Ellison collapsed under the pressure, and the fight was stopped at 2:29 of Round 1.
It was an entertaining debut and probably a smarter introduction than a predictable wrestling domination.
However, it also revealed work still to be done.
Steveson’s pressure was powerful, but his striking remained raw. He entered aggressively, briefly lost his balance, and relied heavily on physical force once the exchange became messy.
That worked against Ellison.
Against higher-level heavyweights, those same openings could become dangerous. Fighters such as Ciryl Gane or Tom Aspinall would punish uncontrolled entries before Steveson could turn the fight into a physical storm.
The debut showed his potential. But it did not show a finished product.
That is perfectly normal. The dangerous part is that his unfinished version is already capable of overwhelming UFC heavyweights.
Final Thoughts
UFC 329 will probably be remembered first for what did not happen.
McGregor and Holloway never got the rematch their history deserved. The main event ended with an injury before either fighter could establish a real strategy.
But beneath that disappointment, the card delivered several meaningful stories.

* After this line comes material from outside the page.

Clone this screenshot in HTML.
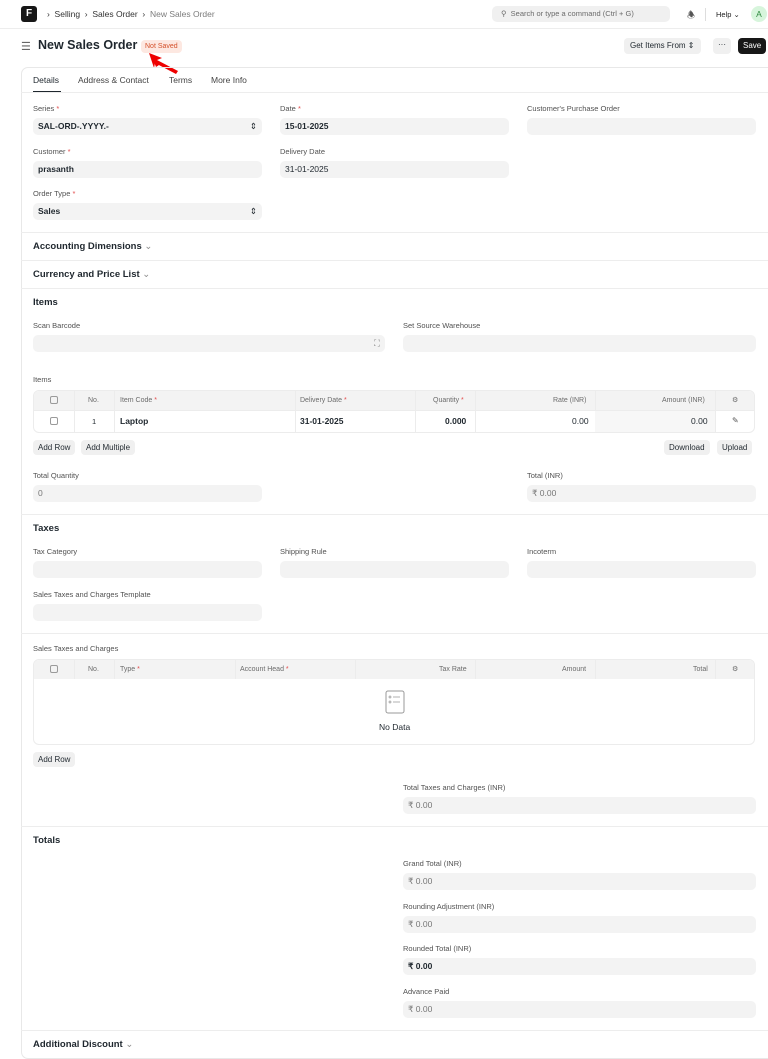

Pimblett punished Saint Denis’ reckless entry with a beautiful D’Arce choke.
Royval survived a near-finish and completed another chaotic comeback.
Whittaker adjusted to light heavyweight size and took over with speed and boxing.
Steveson won his UFC debut without leaning on the weapon everyone expected him to use.
The main event lasted 69 seconds.
The rest of UFC 329 made sure the night lasted much longer in the memory.